Louis van Gaal is a jammy bastard

I thought Alex Ferguson was a lucky fucker, but this Louis van Gaal takes the biscuit.

Take today's match against Liverpool: Liverpool could have scored six, but Man U kept a clean sheet and won 3-0. Jammy. Mind you Liverpool are useless.

Man U have now won six games on the trot, but looked pretty shit in all of them. The jammy bastard is going to win the league isn't he?

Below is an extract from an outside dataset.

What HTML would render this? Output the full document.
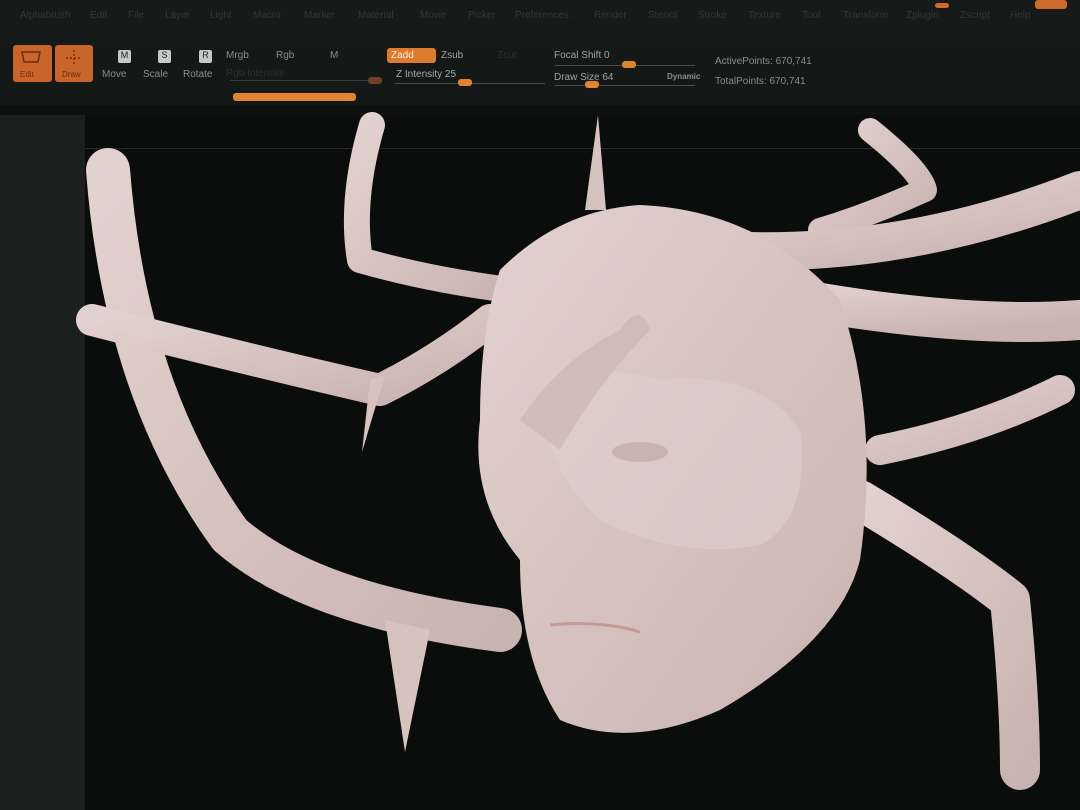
<!DOCTYPE html>
<html><head><meta charset="utf-8"><style>
html,body{margin:0;padding:0;width:1080px;height:810px;overflow:hidden;background:#111514;font-family:"Liberation Sans",sans-serif}
.t{position:absolute;font-size:10px;color:#8a8d88;white-space:nowrap}
.m{position:absolute;top:10px;font-size:10px;color:#343835}
.btn{position:absolute;background:#d06a28;border-radius:3px}
</style></head><body>
<div style="position:absolute;left:0;top:0;width:1080px;height:105px;background:linear-gradient(#161a18,#131715)"></div>
<div class="m" style="left:20px">Alphabrush</div><div class="m" style="left:90px">Edit</div><div class="m" style="left:128px">File</div><div class="m" style="left:165px">Layer</div><div class="m" style="left:210px">Light</div><div class="m" style="left:253px">Macro</div><div class="m" style="left:304px">Marker</div><div class="m" style="left:358px">Material</div><div class="m" style="left:420px">Movie</div><div class="m" style="left:468px">Picker</div><div class="m" style="left:515px">Preferences</div><div class="m" style="left:594px">Render</div><div class="m" style="left:648px">Stencil</div><div class="m" style="left:698px">Stroke</div><div class="m" style="left:748px">Texture</div><div class="m" style="left:802px">Tool</div><div class="m" style="left:843px">Transform</div><div class="m" style="left:906px">Zplugin</div><div class="m" style="left:960px">Zscript</div><div class="m" style="left:1010px">Help</div>
<div class="btn" style="left:1035px;top:0;width:32px;height:9px"></div>
<div class="btn" style="left:935px;top:3px;width:14px;height:5px"></div>
<div class="btn" style="left:13px;top:45px;width:39px;height:37px;background:#c9652a"></div>
<div class="btn" style="left:55px;top:45px;width:38px;height:37px;background:#c9652a"></div>
<svg width="100" height="40" style="position:absolute;left:13px;top:45px">
<path d="M9 7 L27 7 L25 17 L11 17 Z" fill="none" stroke="#6a2d10" stroke-width="1.5"/>
<path d="M61 5 V21 M53 13 H69" stroke="#6a2d10" stroke-width="1.5" stroke-dasharray="2 2"/>
</svg>
<div class="t" style="left:20px;top:70px;font-size:8px;color:#6a2d10">Edit</div>
<div class="t" style="left:62px;top:70px;font-size:8px;color:#6a2d10">Draw</div>
<div style="position:absolute;left:118px;top:50px;width:13px;height:13px;background:#c8c8c8;border-radius:2px;font-size:9px;text-align:center;color:#222">M</div>
<div style="position:absolute;left:158px;top:50px;width:13px;height:13px;background:#c8c8c8;border-radius:2px;font-size:9px;text-align:center;color:#222">S</div>
<div style="position:absolute;left:199px;top:50px;width:13px;height:13px;background:#c8c8c8;border-radius:2px;font-size:9px;text-align:center;color:#222">R</div>
<div class="t" style="left:102px;top:69px">Move</div><div class="t" style="left:143px;top:69px">Scale</div><div class="t" style="left:183px;top:69px">Rotate</div>
<div class="t" style="left:226px;top:50px">Mrgb</div><div class="t" style="left:276px;top:50px">Rgb</div><div class="t" style="left:330px;top:50px">M</div>
<div class="t" style="left:226px;top:68px;color:#2d302d">Rgb Intensity</div>
<div style="position:absolute;left:230px;top:80px;width:150px;height:1px;background:#3a3a38"></div>
<div class="btn" style="left:368px;top:77px;width:14px;height:7px;background:#6d4128"></div>
<div class="btn" style="left:233px;top:93px;width:123px;height:8px;background:#e0842e"></div>
<div class="btn" style="left:387px;top:48px;width:49px;height:15px;background:#dd7a2c"></div>
<div class="t" style="left:391px;top:50px;color:#fff2e0">Zadd</div><div class="t" style="left:441px;top:50px;color:#a0a39e">Zsub</div><div class="t" style="left:497px;top:50px;color:#2d302d">Zcut</div>
<div class="t" style="left:396px;top:69px;color:#a8aba6">Z Intensity 25</div>
<div style="position:absolute;left:395px;top:83px;width:150px;height:1px;background:#4a4c48"></div>
<div class="btn" style="left:458px;top:79px;width:14px;height:7px;background:#e0842e"></div>
<div class="t" style="left:554px;top:50px;color:#a0a39e">Focal Shift 0</div>
<div style="position:absolute;left:555px;top:65px;width:140px;height:1px;background:#4a4c48"></div>
<div class="btn" style="left:622px;top:61px;width:14px;height:7px;background:#e0842e"></div>
<div class="t" style="left:554px;top:72px;color:#a0a39e">Draw Size 64</div>
<div style="position:absolute;left:555px;top:85px;width:140px;height:1px;background:#4a4c48"></div>
<div class="btn" style="left:585px;top:81px;width:14px;height:7px;background:#e0842e"></div>
<div class="t" style="left:667px;top:72px;font-size:8px;font-weight:bold;color:#8a8d88">Dynamic</div>
<div class="t" style="left:715px;top:56px">ActivePoints: 670,741</div>
<div class="t" style="left:715px;top:76px">TotalPoints: 670,741</div>
<div style="position:absolute;left:0;top:105px;width:1080px;height:705px;background:#0e1110"></div>
<div style="position:absolute;left:0;top:115px;width:85px;height:695px;background:#1b1f1d"></div>
<div style="position:absolute;left:85px;top:115px;width:995px;height:695px;background:#0b0d0c"></div>
<div style="position:absolute;left:85px;top:148px;width:995px;height:1px;background:#262a28"></div>
<svg width="1080" height="810" style="position:absolute;left:0;top:0">
<defs><linearGradient id="g" x1="0" y1="0" x2="1" y2="1"><stop offset="0" stop-color="#e2d2cf"/><stop offset="1" stop-color="#c9b3b0"/></linearGradient></defs>
<g fill="none" stroke="url(#g)" stroke-linecap="round" stroke-linejoin="round">
<path d="M108 170 Q125 390 230 535 Q310 605 500 630" stroke-width="44"/>
<path d="M92 320 Q250 360 380 390 Q440 360 490 320" stroke-width="32"/>
<path d="M372 125 Q350 200 360 260 Q430 280 510 290" stroke-width="26"/>
<path d="M870 130 Q920 170 925 190 Q870 215 820 230" stroke-width="24"/>
<path d="M720 250 Q900 260 1080 190" stroke-width="38"/>
<path d="M750 290 Q950 330 1080 320" stroke-width="40"/>
<path d="M880 450 Q980 430 1060 390" stroke-width="30"/>
<path d="M860 500 Q960 560 1010 600 Q1020 700 1020 770" stroke-width="40"/>
</g>
<g fill="#d6c3c0">
<path d="M370 380 L385 375 L362 452 Z"/>
<path d="M385 620 L430 630 L405 752 Z"/>
<path d="M585 210 L598 115 L606 210 Z"/>
</g>
<path d="M500 270 Q560 210 640 205 Q760 210 840 300 Q880 420 860 560 Q840 640 720 710 Q630 750 560 720 Q520 660 520 560 Q470 500 480 420 Q480 330 500 270 Z" fill="url(#g)"/>
<path d="M540 390 Q600 360 660 380 Q760 370 800 430 Q810 520 760 545 Q680 560 600 520 Q545 470 540 390 Z" fill="#ddd0cd" opacity="0.6"/>
<path d="M520 420 Q560 360 620 330 Q640 300 650 330 Q600 380 560 450 Z" fill="#cbb6b3" opacity="0.7"/>
<ellipse cx="640" cy="452" rx="28" ry="10" fill="#c9b3b0"/>
<path d="M550 625 Q600 620 640 632" stroke="#c69a94" stroke-width="3" fill="none"/>
</svg>
</body></html>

Louis van Gaal is a jammy bastard
Jammy Bastard
As for Brendan Rodgers, if Liverpool want a manager who picks no forwards against their most bitter rivals, and drops all their best players for their most glamorous European match of the season, then it's about time they gave Gary Megson a chance to work his anti-magic in the Anfield dugout.

Thursday, 4 December 2014

Robbie Savage's Hair

By Christ what the fucking fuck is going on with Robbie Savage's hair on BT Sport?

Robbie Savage terrible hair
Fuck me, whats going on?

When he had his preening highlighted long locks, I thought he had a shocker of a haircut, but one that matched the utter bell-endery of his personality. But by cutting some off and building up that ridiculous quiff,  Robbie has somehow managed to make himself look like even more of a prick than he did before, which is quite an achievement.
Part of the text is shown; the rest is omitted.